Lors de sa première arrestation, il était accusé d’avoir tué à lui seul avec son pistolet d’ordonnance, 20.000 Tutsi réunis au bureau de sa commune d’origine. Outre que c’est techniquement impossible, c’est aussi logiquement indéfendable comme nous en dirons un mot. Mais pour cela il a perdu sa nationalité et maintenant il risque d’être extradé vers celui qu’il avait fui.
La nouvelle accusation dit que PC Karangwa aurait mis le feu dans un immeuble de la paroisse Mugina qui abritait 30.000 Tutsi de sa commune du même nom. Ceci est aussi indéfendable car irréaliste.
Données démographiques et géographiques des lieux
Les données démographiques exposées dans le rapports du dernier recensement de la population du Rwanda de 1991 rendent les accusations portées contre PC Karangwa tout simplement fantaisistes. En effet dans le volumineux ouvrage issu des travaux financés et pilotés par l’ONU (PNUD) qui fut publié au Journal Officiel: il est clairement indiqué à la page 69 des données démographiques de la préfecture de Gitarama dont la commune Mugina était l’une de ses 17 communes.
La préfecture de Gitarama comptait à ce moment une population de 851.451 habitants. Tandis que la commune Mugina était habitée par 41. 688 personnes.
Affirmer qu’en avril 1994, une foule de Tutsi de Mugina comptant 30.000 personnes se serait regroupée dans un immeuble à la paroisse Mugina, c’est insinuer que les 3/4 des habitants de cette commune (30.000 sur 41.688) seraient des Tutsi fuyant seulement les 1.688 Hutu habitants la même commune et que ces 30 000 Tutsi provenant de tous les coins de Mugina se seraient retrouvés au même endroit et à la même date pour que PC Karangwa vienne les y brûler !

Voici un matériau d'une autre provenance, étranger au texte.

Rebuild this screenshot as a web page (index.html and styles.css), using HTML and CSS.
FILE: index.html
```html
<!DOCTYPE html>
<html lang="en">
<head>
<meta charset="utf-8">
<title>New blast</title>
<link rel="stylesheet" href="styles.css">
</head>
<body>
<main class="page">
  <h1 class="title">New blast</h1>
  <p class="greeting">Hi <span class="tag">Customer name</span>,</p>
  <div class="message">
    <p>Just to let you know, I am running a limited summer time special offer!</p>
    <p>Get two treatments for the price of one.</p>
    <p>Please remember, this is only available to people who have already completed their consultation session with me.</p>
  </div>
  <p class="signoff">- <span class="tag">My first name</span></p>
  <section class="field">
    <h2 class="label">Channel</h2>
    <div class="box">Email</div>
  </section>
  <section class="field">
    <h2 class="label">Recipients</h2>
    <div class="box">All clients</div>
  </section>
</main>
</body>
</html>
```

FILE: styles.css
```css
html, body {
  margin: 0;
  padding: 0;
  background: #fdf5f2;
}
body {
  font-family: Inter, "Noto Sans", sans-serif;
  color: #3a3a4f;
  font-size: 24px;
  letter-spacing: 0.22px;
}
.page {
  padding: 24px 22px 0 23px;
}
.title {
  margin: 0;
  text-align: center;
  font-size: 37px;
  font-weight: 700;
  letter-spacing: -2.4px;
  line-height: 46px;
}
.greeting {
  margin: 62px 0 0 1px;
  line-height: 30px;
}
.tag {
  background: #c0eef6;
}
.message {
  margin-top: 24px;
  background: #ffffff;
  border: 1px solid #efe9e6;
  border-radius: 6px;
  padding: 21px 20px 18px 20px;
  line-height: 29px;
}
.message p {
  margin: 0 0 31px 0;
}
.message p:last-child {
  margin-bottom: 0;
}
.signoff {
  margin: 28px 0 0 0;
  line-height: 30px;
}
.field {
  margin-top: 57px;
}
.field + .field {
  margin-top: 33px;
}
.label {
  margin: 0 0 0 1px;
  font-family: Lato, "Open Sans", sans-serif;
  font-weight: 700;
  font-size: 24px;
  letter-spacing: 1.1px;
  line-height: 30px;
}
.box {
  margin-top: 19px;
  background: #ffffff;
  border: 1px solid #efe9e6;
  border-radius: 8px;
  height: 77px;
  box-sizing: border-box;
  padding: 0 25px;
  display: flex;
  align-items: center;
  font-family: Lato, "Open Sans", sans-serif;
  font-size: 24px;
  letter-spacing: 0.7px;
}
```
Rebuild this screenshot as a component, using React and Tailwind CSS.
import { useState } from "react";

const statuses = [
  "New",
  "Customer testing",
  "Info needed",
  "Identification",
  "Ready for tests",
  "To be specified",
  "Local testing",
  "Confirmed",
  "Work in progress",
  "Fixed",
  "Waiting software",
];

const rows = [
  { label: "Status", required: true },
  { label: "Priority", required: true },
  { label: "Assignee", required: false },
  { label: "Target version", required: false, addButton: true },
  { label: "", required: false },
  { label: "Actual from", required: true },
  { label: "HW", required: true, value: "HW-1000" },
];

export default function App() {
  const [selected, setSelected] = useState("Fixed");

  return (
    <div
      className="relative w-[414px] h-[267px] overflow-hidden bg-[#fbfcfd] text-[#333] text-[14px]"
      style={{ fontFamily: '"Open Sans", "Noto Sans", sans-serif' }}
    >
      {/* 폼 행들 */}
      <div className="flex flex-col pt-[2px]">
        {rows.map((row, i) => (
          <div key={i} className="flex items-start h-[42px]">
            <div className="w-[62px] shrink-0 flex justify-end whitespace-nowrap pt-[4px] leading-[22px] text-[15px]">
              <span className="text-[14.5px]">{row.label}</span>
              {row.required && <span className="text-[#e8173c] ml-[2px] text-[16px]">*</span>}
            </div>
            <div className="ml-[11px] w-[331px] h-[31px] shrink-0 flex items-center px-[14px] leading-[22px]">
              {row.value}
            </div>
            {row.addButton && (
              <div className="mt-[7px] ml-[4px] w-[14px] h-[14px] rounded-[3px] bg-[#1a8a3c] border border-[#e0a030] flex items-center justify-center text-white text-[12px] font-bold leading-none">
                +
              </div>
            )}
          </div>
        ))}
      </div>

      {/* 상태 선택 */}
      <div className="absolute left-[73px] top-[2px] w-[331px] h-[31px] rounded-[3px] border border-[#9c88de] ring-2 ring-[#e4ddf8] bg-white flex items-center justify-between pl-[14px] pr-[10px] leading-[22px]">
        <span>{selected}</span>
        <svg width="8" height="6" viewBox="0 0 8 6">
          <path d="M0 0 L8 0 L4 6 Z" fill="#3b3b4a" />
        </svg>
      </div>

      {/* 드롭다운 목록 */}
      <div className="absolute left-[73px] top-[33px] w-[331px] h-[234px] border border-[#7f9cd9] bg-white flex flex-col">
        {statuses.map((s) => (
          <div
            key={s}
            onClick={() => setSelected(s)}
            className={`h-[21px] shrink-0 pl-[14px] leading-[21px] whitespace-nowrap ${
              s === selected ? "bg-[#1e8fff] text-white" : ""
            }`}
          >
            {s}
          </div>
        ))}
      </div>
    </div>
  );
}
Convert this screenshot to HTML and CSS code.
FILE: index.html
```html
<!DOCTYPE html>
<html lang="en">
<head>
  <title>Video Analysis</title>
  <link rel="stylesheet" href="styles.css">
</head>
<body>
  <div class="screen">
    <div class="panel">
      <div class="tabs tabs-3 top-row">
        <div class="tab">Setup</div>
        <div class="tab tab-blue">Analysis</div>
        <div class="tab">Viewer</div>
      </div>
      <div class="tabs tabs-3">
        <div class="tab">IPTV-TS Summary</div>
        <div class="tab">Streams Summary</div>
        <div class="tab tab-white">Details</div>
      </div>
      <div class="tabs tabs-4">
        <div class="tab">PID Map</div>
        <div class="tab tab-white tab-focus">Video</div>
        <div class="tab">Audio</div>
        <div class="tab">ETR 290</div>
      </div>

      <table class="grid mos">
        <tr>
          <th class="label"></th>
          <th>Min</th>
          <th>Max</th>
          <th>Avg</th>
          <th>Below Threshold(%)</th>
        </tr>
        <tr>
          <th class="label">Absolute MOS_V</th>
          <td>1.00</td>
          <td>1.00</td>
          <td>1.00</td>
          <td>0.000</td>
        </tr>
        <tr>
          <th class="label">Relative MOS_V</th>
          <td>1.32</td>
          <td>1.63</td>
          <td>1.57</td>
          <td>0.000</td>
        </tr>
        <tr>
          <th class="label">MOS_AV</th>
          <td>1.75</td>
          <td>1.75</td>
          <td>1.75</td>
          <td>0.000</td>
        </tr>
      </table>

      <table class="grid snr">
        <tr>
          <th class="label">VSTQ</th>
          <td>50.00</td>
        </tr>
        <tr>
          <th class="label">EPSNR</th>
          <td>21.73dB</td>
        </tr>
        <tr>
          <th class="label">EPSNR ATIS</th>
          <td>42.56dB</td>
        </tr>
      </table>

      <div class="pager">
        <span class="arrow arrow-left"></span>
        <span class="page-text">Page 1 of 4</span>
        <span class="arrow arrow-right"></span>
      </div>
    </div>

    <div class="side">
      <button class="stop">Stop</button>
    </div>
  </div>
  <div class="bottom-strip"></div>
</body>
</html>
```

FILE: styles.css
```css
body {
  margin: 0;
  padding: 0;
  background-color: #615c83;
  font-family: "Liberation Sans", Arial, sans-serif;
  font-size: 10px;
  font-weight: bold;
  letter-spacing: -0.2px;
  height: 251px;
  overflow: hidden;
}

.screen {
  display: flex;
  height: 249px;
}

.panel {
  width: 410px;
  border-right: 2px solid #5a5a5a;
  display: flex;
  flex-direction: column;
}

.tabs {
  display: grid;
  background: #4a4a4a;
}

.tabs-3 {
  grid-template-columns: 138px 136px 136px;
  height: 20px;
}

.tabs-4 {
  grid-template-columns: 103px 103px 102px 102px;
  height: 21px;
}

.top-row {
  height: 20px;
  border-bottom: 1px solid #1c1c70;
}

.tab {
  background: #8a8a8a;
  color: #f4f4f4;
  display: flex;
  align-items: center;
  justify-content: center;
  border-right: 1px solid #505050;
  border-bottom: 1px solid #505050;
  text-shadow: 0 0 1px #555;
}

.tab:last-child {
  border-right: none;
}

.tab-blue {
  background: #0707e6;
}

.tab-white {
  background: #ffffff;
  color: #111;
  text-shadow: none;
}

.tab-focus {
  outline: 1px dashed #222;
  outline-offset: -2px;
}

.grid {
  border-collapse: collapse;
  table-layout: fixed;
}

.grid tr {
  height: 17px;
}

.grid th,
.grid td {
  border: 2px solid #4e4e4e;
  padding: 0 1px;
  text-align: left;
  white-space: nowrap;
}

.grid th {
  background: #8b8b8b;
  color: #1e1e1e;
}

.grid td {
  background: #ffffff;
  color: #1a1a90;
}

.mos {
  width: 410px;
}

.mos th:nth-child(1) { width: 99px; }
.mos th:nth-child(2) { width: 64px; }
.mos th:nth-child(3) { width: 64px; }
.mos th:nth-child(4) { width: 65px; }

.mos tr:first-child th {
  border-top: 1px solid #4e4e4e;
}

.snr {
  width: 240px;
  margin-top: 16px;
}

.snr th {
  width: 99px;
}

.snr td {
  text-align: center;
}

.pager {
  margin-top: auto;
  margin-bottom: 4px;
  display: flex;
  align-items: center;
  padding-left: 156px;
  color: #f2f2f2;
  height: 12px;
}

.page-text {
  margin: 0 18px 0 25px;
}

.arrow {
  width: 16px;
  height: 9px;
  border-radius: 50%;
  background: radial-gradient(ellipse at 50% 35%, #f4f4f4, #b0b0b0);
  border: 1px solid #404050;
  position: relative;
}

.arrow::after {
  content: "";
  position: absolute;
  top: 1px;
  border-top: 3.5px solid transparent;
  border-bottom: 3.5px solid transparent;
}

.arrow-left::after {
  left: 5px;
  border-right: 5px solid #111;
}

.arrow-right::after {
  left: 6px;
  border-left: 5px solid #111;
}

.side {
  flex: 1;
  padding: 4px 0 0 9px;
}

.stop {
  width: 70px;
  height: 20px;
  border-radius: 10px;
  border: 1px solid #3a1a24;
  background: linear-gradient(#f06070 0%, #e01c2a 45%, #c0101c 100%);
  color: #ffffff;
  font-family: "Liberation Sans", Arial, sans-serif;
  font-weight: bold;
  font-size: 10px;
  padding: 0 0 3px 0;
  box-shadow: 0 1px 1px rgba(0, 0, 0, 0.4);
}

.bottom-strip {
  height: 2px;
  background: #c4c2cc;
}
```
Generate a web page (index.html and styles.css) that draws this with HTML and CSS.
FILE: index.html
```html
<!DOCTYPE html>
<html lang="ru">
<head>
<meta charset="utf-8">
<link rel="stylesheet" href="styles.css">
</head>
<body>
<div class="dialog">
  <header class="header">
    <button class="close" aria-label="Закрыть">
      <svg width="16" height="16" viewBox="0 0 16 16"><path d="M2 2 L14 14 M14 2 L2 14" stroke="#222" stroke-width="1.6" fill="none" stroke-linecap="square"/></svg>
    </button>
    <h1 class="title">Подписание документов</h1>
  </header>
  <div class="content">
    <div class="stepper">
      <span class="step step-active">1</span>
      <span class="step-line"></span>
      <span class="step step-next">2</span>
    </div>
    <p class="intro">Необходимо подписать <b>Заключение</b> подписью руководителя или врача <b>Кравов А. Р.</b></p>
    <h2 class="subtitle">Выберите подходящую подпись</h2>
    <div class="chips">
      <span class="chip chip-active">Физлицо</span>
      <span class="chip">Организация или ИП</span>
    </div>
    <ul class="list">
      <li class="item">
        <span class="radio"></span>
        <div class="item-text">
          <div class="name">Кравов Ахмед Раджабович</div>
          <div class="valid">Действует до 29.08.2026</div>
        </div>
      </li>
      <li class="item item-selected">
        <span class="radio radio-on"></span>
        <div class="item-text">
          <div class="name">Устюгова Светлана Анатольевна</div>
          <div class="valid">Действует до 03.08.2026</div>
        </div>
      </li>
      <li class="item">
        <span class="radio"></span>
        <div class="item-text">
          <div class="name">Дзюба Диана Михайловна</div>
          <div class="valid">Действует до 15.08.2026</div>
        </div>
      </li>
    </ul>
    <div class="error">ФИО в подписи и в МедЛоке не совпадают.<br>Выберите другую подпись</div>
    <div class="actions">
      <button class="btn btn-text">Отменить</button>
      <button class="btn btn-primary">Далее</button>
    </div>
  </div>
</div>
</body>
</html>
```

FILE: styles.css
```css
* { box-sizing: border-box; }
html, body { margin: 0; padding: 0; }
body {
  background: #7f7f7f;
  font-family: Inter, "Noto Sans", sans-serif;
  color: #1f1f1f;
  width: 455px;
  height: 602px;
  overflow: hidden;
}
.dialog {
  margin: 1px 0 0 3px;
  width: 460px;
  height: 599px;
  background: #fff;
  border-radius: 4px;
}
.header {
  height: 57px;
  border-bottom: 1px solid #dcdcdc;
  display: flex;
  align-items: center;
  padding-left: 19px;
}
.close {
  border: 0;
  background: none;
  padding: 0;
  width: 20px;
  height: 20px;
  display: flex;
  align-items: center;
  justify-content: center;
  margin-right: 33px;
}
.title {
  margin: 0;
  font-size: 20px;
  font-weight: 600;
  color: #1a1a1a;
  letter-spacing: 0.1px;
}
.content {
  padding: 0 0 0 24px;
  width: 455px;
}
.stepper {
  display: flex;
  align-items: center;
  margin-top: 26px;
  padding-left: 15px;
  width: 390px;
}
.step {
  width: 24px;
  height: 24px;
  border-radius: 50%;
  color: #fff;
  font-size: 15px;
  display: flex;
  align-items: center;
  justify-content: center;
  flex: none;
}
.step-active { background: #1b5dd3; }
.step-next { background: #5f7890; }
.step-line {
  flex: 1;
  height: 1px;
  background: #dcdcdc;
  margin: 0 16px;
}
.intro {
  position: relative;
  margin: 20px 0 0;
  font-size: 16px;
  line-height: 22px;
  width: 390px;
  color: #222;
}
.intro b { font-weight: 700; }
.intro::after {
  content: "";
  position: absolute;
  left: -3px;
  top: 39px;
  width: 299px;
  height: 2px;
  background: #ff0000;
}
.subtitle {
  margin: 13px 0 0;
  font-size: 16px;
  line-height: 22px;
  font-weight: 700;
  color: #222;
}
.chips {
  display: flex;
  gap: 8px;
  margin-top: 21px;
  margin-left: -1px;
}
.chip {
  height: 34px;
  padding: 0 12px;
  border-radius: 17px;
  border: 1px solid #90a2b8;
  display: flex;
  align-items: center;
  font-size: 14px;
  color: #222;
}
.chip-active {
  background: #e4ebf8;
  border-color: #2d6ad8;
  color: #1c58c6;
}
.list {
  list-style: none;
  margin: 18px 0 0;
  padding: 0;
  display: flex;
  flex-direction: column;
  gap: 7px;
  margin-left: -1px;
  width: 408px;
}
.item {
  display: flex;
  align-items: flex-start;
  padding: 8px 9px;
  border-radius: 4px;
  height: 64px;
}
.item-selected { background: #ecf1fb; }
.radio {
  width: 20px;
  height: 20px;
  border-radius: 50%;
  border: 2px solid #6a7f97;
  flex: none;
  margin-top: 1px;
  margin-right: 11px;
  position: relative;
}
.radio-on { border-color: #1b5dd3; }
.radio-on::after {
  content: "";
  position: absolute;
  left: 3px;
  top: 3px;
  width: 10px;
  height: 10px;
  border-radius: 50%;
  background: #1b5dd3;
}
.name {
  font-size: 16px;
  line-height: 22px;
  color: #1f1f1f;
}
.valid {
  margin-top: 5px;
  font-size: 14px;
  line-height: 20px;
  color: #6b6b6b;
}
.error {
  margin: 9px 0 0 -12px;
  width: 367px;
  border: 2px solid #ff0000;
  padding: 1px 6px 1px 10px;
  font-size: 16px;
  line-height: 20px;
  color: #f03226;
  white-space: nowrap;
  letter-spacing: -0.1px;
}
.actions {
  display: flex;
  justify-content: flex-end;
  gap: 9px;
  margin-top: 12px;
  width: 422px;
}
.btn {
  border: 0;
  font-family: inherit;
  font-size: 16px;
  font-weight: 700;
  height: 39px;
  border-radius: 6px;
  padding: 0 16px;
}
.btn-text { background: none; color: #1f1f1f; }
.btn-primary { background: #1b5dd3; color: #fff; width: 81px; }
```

Pressions du régime de Kigali sur les Pays Bas
Pour que le gouvernement et les instances judiciaires des Pays Bas se laissent entraîner dans de telles bassesses et se ridiculisent, c’est qu’ils sont depuis des décennies sous fortes pressions du régime dictatorial de Paul Kagame.
Florilège
*Les procureurs et officiers judiciaires du régime FPR au Rwanda furent formés et encadrés par les magistrats des Pays Bas depuis sa conquête du pays en 1994. Les procureurs des Pays Bas et leur gouvernement ne peuvent donc pas laisser passer à l’opinion publique qu’au Rwanda il n’y a pas de justice équitable, ce qui reviendrait à se remettre en cause s’ils désavouaient les élèves qu’ils ont formés .
*Calvaire des cadres politiques du parti FDU-Inkingi
Les Pays Bas n’hésitent pas à poursuivre ou du moins à stigmatiser quiconque se révèle être un opposant politique au régime dictatorial de Paul Kagame. C’est ainsi que même Madame Victoire Ingabire, pourtant vivant dans ce pays depuis bien avant 1994, dès qu’elle fut présidente du parti d’opposition FDU-Inkingi et qu’elle a décidé de rentrer au Rwanda pour défier Kagame dans les urnes en 2010, elle fut lâchée et abandonnée par son pays d’adoption les Pays Bas. En plus d’être empêchée de retourner dans ce pays, les membres de sa famille restés là-bas ( sa maman, son mari, ses enfants ) sont régulièrement l’objet de sévices et de tracasseries judiciaires de la part de ce pays et journellement menacés d’être emprisonnés ou extradés. Comme Pierre Claver Karangwa est un membre des hautes instances politiques du parti FDU-Inkingi (Commissaire), il est la cible toute désignée des procureurs hollandais.
*Rôle particulier de l’ambassadeur Olivier Nduhungirehe
Enfin, Pierre Claver Karangwa est particulièrement visé aux Pays Bas par l’ambassadeur du Rwanda dans ce pays, du nom d’Olivier Nduhungirehe, fils d’un ancien ministre de Habyarimana pendant une dizaine d’années (Jean Chrisostome Nduhungirehe), qui en veut à PC Karangwa pour « avoir servi le régime des “Abakiga” » alors qu’il servait loyalement son pays. Circonstance aggravante, selon Olivier Nduhungirehe, Pierre Claver Karangwa, après 1994, n’a pas trahi son serment et continue de militer pour la démocratie au sein d’un parti d’opposition les FDU-Inkingi !
Espérons que dans un sursaut de dignité et de soucis de crédibilité, les Pays Bas finiront par trouver une parade aux pressions du régime de Kagame sur son système judiciaire et des magouilles des “hutu de service” comme l’ambassadeur que Kagame leur a collé et laisser tranquille les innocents ressortissants hutu rwandais ayant trouvé asile dans ce pays, mais qui continuent d’appeler à l’instauration de la démocratie et de l’Etat de droit au Rwanda comme Pierre Claver Karangwa.